Objective
Print exactly the lines from the first one down to the line that contains "const selected = row", both included, and skip the pictures.

>> start Provided material

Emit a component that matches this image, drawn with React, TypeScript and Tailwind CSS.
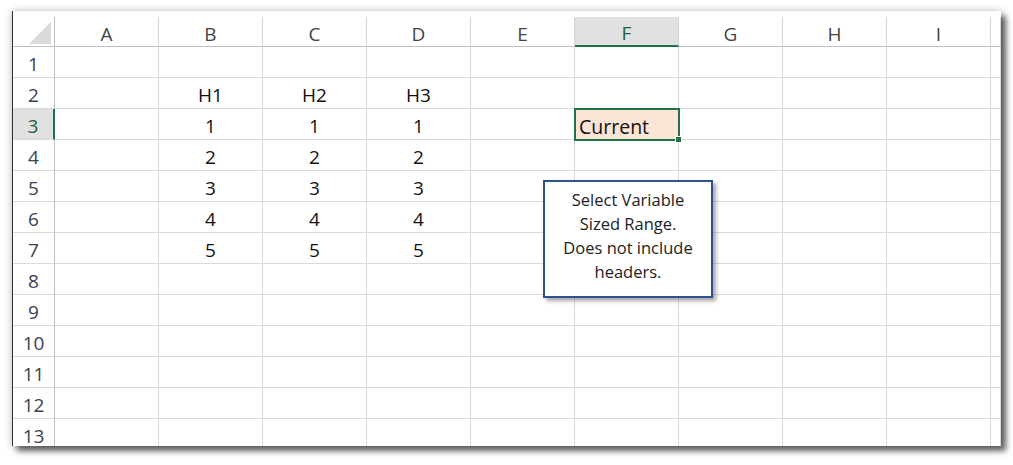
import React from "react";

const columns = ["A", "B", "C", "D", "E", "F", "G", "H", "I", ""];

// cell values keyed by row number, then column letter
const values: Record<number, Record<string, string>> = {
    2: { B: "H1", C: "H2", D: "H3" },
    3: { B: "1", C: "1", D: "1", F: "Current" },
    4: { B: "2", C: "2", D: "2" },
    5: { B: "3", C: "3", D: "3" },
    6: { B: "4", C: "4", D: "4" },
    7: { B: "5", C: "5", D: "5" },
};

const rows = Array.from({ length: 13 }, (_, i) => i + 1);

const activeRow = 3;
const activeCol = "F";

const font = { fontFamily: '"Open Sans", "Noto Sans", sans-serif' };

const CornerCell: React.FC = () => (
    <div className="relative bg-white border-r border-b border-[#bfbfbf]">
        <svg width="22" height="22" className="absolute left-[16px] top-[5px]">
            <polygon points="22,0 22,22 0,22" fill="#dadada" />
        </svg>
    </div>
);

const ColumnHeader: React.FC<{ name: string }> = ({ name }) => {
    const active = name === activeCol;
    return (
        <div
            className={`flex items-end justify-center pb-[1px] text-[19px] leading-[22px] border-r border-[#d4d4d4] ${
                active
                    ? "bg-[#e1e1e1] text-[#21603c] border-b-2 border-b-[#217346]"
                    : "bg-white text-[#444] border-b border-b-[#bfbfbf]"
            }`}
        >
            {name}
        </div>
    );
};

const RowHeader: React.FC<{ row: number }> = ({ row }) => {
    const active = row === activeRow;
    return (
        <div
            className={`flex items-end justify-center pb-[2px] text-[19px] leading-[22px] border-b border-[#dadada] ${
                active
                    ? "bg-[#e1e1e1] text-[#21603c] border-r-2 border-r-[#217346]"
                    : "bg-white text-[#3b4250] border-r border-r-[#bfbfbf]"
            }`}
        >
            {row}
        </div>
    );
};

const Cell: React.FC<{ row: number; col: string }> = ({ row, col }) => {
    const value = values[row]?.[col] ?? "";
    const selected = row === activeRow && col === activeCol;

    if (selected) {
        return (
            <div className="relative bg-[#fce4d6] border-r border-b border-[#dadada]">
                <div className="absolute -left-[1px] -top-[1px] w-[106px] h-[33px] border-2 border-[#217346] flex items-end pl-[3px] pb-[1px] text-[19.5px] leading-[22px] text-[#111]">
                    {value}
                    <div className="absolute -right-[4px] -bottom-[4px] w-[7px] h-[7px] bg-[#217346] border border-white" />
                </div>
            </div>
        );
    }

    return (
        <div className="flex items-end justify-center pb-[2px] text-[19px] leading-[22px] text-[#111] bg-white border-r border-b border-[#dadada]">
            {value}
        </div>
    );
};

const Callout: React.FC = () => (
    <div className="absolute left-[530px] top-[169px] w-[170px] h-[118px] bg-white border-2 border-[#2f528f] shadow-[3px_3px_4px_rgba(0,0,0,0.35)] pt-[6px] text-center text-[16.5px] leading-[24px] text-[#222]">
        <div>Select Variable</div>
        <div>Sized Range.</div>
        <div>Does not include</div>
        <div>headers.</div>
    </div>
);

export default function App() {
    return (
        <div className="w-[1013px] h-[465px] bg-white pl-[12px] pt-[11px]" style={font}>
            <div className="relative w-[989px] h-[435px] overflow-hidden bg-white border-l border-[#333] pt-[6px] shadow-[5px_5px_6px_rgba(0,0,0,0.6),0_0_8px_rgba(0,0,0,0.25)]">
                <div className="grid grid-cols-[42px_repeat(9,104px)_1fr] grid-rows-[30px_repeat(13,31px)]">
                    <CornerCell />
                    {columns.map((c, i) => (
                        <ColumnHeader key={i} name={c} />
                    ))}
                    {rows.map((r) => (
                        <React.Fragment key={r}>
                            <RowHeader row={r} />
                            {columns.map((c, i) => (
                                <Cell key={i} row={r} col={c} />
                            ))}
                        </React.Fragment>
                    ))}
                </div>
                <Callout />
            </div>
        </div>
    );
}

>> end Provided material

Right answer
Emit a component that matches this image, drawn with React, TypeScript and Tailwind CSS.
import React from "react";

const columns = ["A", "B", "C", "D", "E", "F", "G", "H", "I", ""];

// cell values keyed by row number, then column letter
const values: Record<number, Record<string, string>> = {
    2: { B: "H1", C: "H2", D: "H3" },
    3: { B: "1", C: "1", D: "1", F: "Current" },
    4: { B: "2", C: "2", D: "2" },
    5: { B: "3", C: "3", D: "3" },
    6: { B: "4", C: "4", D: "4" },
    7: { B: "5", C: "5", D: "5" },
};

const rows = Array.from({ length: 13 }, (_, i) => i + 1);

const activeRow = 3;
const activeCol = "F";

const font = { fontFamily: '"Open Sans", "Noto Sans", sans-serif' };

const CornerCell: React.FC = () => (
    <div className="relative bg-white border-r border-b border-[#bfbfbf]">
        <svg width="22" height="22" className="absolute left-[16px] top-[5px]">
            <polygon points="22,0 22,22 0,22" fill="#dadada" />
        </svg>
    </div>
);

const ColumnHeader: React.FC<{ name: string }> = ({ name }) => {
    const active = name === activeCol;
    return (
        <div
            className={`flex items-end justify-center pb-[1px] text-[19px] leading-[22px] border-r border-[#d4d4d4] ${
                active
                    ? "bg-[#e1e1e1] text-[#21603c] border-b-2 border-b-[#217346]"
                    : "bg-white text-[#444] border-b border-b-[#bfbfbf]"
            }`}
        >
            {name}
        </div>
    );
};

const RowHeader: React.FC<{ row: number }> = ({ row }) => {
    const active = row === activeRow;
    return (
        <div
            className={`flex items-end justify-center pb-[2px] text-[19px] leading-[22px] border-b border-[#dadada] ${
                active
                    ? "bg-[#e1e1e1] text-[#21603c] border-r-2 border-r-[#217346]"
                    : "bg-white text-[#3b4250] border-r border-r-[#bfbfbf]"
            }`}
        >
            {row}
        </div>
    );
};

const Cell: React.FC<{ row: number; col: string }> = ({ row, col }) => {
    const value = values[row]?.[col] ?? "";
    const selected = row === activeRow && col === activeCol;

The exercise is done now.